Lessons Learned

It is precisely this thinking and attitude that no matter what happens that encourages reckless risk-taking by investors, whether they hedged or not. The mentality is buck passing and let the taxpayer pay for any excesses. Those arguing for the regulation of hedge funds see a repeat of the same mistakes over time, as exemplified by one of the alumni and founder of the LTCM debacle, John Meriwether. After almost a decade hence, his new fund JWM Partners is 26% down as the latest year-to-date figures show. Another LTCM alumni, Myron Scholes, managing another fund called Platinum Grove Asset Management is presently down by some 12%.

A more recent casualty is Kirk Wright, 37 who committed suicide in jail while awaiting sentence.
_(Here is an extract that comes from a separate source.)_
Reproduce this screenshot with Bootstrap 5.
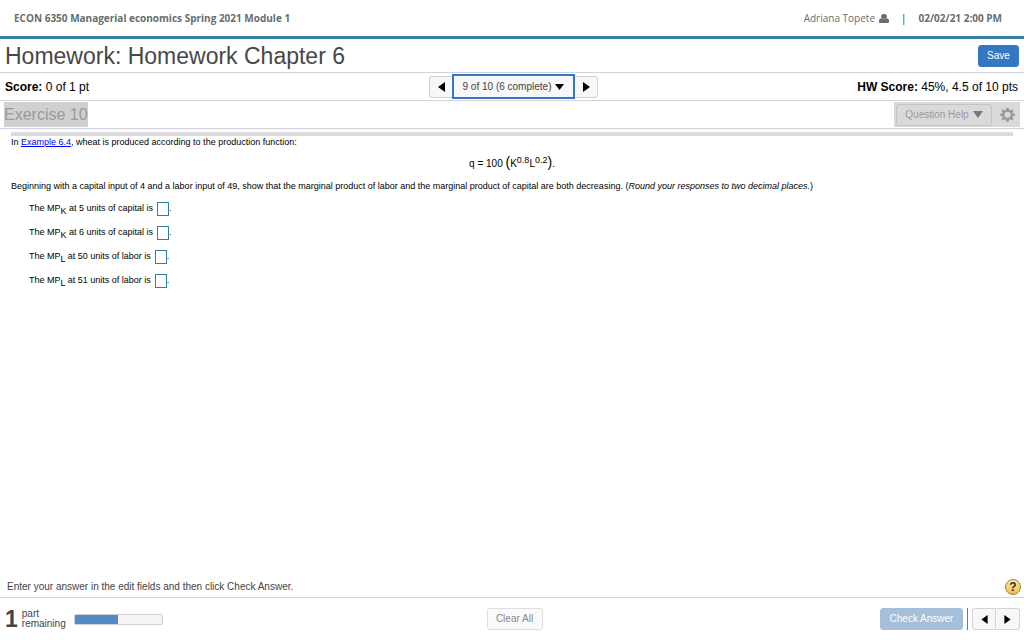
<!DOCTYPE html>
<html lang="en">
<head>
<meta charset="utf-8">
<meta name="viewport" content="width=device-width, initial-scale=1">
<title>Homework Chapter 6</title>
<link href="https://cdn.jsdelivr.net/npm/bootstrap@5.3.0/dist/css/bootstrap.min.css" rel="stylesheet">
<style>
  body { font-family: "Liberation Sans", Arial, sans-serif; font-size: 10px; line-height: 16px; color: #000; background: #fff; }
  .course-bar { height: 39px; border-bottom: 3px solid #337fa0; font-family: "Open Sans", sans-serif; color: #666e6e; padding: 0 22px 0 14px; }
  .rule { border-bottom: 1px solid #d3d3e0; }
  .title-row { height: 34px; padding: 0 5px; }
  .title-row h1 { font-size: 23px; line-height: 32px; color: #484848; }
  .score-row { height: 28px; padding: 0 6px 0 5px; font-size: 12px; }
  .tool-row { height: 28px; padding: 0 4px; }
  .tool-row h2 { font-size: 16px; line-height: 25px; color: #999; background: #d0d0d0; }
  .ctl { font-size: 10px; line-height: 20px; border: 1px solid #d4d4d4; border-radius: 3px; background: #f7f7f7; color: #444; padding: 0; height: 22px; }
  .ctl svg, .help-tools svg { display: block; fill: currentColor; }
  .ctl-arrow { color: #000; width: 24px; display: flex; align-items: center; justify-content: center; }
  .ctl-current { width: 123px; height: 25px; border: 2px solid #3478c4; border-radius: 0; }
  .score-row .ctl-arrow { width: 23px; }
  .ctl-save { width: 41px; background: #3478c4; border-color: #3478c4; color: #fff; }
  .help-tools { background: #d9d9d9; height: 25px; padding: 0 5px 0 2px; color: #999; }
  .ctl-help { width: 96px; background: #d9d9d9; border-color: #c4c4c4; color: #999; }
  .ctl-help svg { color: #777; }
  .gear { width: 15px; height: 15px; color: #999; background: none; }
  .divider-bar { height: 4px; margin: 3px 11px 0; background: #dcdcdc; }
  main { padding: 0 11px; font-size: 9px; line-height: 12px; }
  main a { color: #00f; }
  .formula { font-size: 10px; line-height: 32px; }
  .formula sup { font-size: 9px; }
  .paren { font-size: 14px; line-height: 0; }
  .answers { padding-left: 18px; margin-top: 4px; }
  .answer-line { height: 24px; line-height: 24px; }
  .answer-line sub { font-size: 9px; bottom: -3px; line-height: 0; }
  .answer-box { width: 12px; height: 14px; border: 1px solid #337fa0; padding: 0; margin: 0 0 0 4px; border-radius: 0; vertical-align: middle; font-size: 9px; }
  .hint-row { height: 21px; padding: 0 3px 0 7px; color: #444; }
  .help-ball { width: 16px; height: 16px; border: 1px solid #9a8045; border-radius: 50%; background: linear-gradient(#ffe9a5, #f3bd49); font-size: 12px; line-height: 14px; font-weight: 700; color: #333; padding: 0; }
  .foot-row { height: 42px; padding: 0 4px 0 5px; color: #444; }
  .part-count { font-size: 23px; line-height: 24px; font-weight: 700; }
  .part-label { line-height: 10px; }
  .part-progress { width: 89px; height: 11px; border: 1px solid #d0d0d0; border-radius: 2px; background: #f4f4f4; }
  .part-progress .progress-bar { background: #5589c7; }
  .ctl-clear { width: 56px; border-color: #dedede; background: #fafafa; color: #888; }
  .ctl-check { width: 83px; background: #a5bfd9; border-color: #a5bfd9; color: #fff; }
  .foot-sep { width: 1px; height: 22px; background: #777; }
</style>
</head>
<body class="d-flex flex-column min-vh-100">
<header>
  <div class="course-bar d-flex justify-content-between align-items-center">
    <strong>ECON 6350 Managerial economics Spring 2021 Module 1</strong>
    <div class="d-flex align-items-center">
      <span>Adriana Topete</span>
      <svg class="ms-1" width="10" height="9" viewBox="0 0 8 9" preserveAspectRatio="none" fill="currentColor" aria-hidden="true"><circle cx="4" cy="2.4" r="2.3"/><path d="M0 8.2V6.4Q0 4.3 2 4.2Q4 5.7 6 4.2Q8 4.3 8 6.4V8.2Q8 9 7.2 9H.8Q0 9 0 8.2Z"/></svg>
      <span class="px-2 mx-1 text-dark">|</span>
      <strong>02/02/21 2:00 PM</strong>
    </div>
  </div>
  <div class="title-row rule d-flex justify-content-between align-items-center">
    <h1 class="m-0 fw-normal">Homework: Homework Chapter 6</h1>
    <button type="button" class="ctl ctl-save">Save</button>
  </div>
  <div class="score-row rule row g-0 align-items-center">
    <div class="col"><strong>Score:</strong> 0 of 1 pt</div>
    <nav class="col-auto d-flex align-items-center ms-1" aria-label="Questions">
      <button type="button" class="ctl ctl-arrow rounded-end-0 border-end-0" aria-label="Previous question"><svg width="7" height="10" viewBox="0 0 7 10"><path d="M7 0V10L0 5Z"/></svg></button>
      <button type="button" class="ctl ctl-current d-flex align-items-center justify-content-center gap-1">9 of 10 (6 complete)<svg width="9" height="6" viewBox="0 0 9 6" color="#000"><path d="M0 0H9L4.500 6Z"/></svg></button>
      <button type="button" class="ctl ctl-arrow rounded-start-0 border-start-0" aria-label="Next question"><svg width="7" height="10" viewBox="0 0 7 10"><path d="M0 0V10L7 5Z"/></svg></button>
    </nav>
    <div class="col text-end"><strong>HW Score:</strong> 45%, 4.5 of 10 pts</div>
  </div>
  <div class="tool-row rule d-flex justify-content-between align-items-center">
    <h2 class="m-0 fw-normal">Exercise 10</h2>
    <div class="help-tools d-flex align-items-center gap-2">
      <button type="button" class="ctl ctl-help d-flex align-items-center justify-content-center gap-1">Question Help<svg width="10" height="7" viewBox="0 0 10 7"><path d="M0 0H10L5 7Z"/></svg></button>
      <button type="button" class="gear border-0 p-0" aria-label="Settings"><svg width="15" height="15" viewBox="0 0 16 16"><path fill-rule="evenodd" d="M6.700 1H9.300L9.800 3.200L11.200 3.800L13 2.500L14.500 4L13.200 5.900L13.700 7L16 7.300V9.200L13.700 9.700L13.200 10.900L14.500 12.700L12.900 14.200L11 13L9.800 13.500L9.300 15.700H6.700L6.200 13.500L5 13L3.100 14.200L1.500 12.700L2.800 10.900L2.300 9.700L0 9.200V7.300L2.300 7L2.800 5.900L1.500 4L3 2.500L4.900 3.800L6.200 3.200ZM8 5.100A3.200 3.200 0 1 0 8 11.500A3.200 3.200 0 1 0 8 5.100Z"/></svg></button>
    </div>
  </div>
</header>
<div class="divider-bar"></div>
<main class="flex-grow-1">
  <p class="m-0">In <a href="#">Example 6.4</a>, wheat is produced according to the production function:</p>
  <p class="formula m-0 text-center">q = 100 <span class="paren">(</span>K<sup>0.8</sup>L<sup>0.2</sup><span class="paren">)</span>.</p>
  <p class="m-0">Beginning with a capital input of 4 and a labor input of 49, show that the marginal product of labor and the marginal product of capital are both decreasing. (<em>Round your responses to two decimal places.</em>)</p>
  <div class="answers">
    <div class="answer-line"><label for="k5">The MP<sub>K</sub> at 5 units of capital is</label><input class="answer-box" type="text" id="k5">.</div>
    <div class="answer-line"><label for="k6">The MP<sub>K</sub> at 6 units of capital is</label><input class="answer-box" type="text" id="k6">.</div>
    <div class="answer-line"><label for="l50">The MP<sub>L</sub> at 50 units of labor is</label><input class="answer-box" type="text" id="l50">.</div>
    <div class="answer-line"><label for="l51">The MP<sub>L</sub> at 51 units of labor is</label><input class="answer-box" type="text" id="l51">.</div>
  </div>
</main>
<footer>
  <div class="hint-row rule d-flex justify-content-between align-items-center">
    <span>Enter your answer in the edit fields and then click Check Answer.</span>
    <button type="button" class="help-ball" aria-label="Help">?</button>
  </div>
  <div class="foot-row row g-0 align-items-center">
    <div class="col d-flex align-items-center">
      <span class="part-count">1</span>
      <span class="part-label ms-1">part<br>remaining</span>
      <div class="part-progress progress ms-2" role="progressbar" aria-label="Parts done" aria-valuenow="50" aria-valuemin="0" aria-valuemax="100"><div class="progress-bar" style="width: 50%"></div></div>
    </div>
    <div class="col-auto ms-1"><button type="button" class="ctl ctl-clear">Clear All</button></div>
    <div class="col d-flex justify-content-end align-items-center">
      <button type="button" class="ctl ctl-check">Check Answer</button>
      <span class="foot-sep mx-1"></span>
      <button type="button" class="ctl ctl-arrow rounded-end-0" aria-label="Previous"><svg width="7" height="9" viewBox="0 0 7 10"><path d="M7 0V10L0 5Z"/></svg></button>
      <button type="button" class="ctl ctl-arrow rounded-start-0 border-start-0" aria-label="Next"><svg width="7" height="9" viewBox="0 0 7 10"><path d="M0 0V10L7 5Z"/></svg></button>
    </div>
  </div>
</footer>
<script src="https://cdn.jsdelivr.net/npm/bootstrap@5.3.0/dist/js/bootstrap.bundle.min.js"></script>
</body>
</html>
He was an ex-fund manager convicted of mail fraud, securities fraud, and money laundering charges with the collapse of his International Management Associates based in Atlanta. He faced up to 710 years in jail and fined US$16 million. Instead of investing the monies he got from investors, it was spent on luxury items such as luxury apartments, expensive jewellery, sports cars, and his own US$500,000 wedding! If investors had done a modicum of investigation, they would have found out immediately where their funds went.

When the PWG finished its report on some recommendations for the hedge fund industry, one of its top suggestions is to increase the limit for accredited investors to qualify for inclusion and acceptance into a fund. The intent is to let only those who have the wealth invest in these hedge funds and have the capability to absorb losses. The overall recommendation is for self-regulation as the best solution to an industry that is rife with frauds and other anomalies but has vigorously resisted attempts to bring it under some control.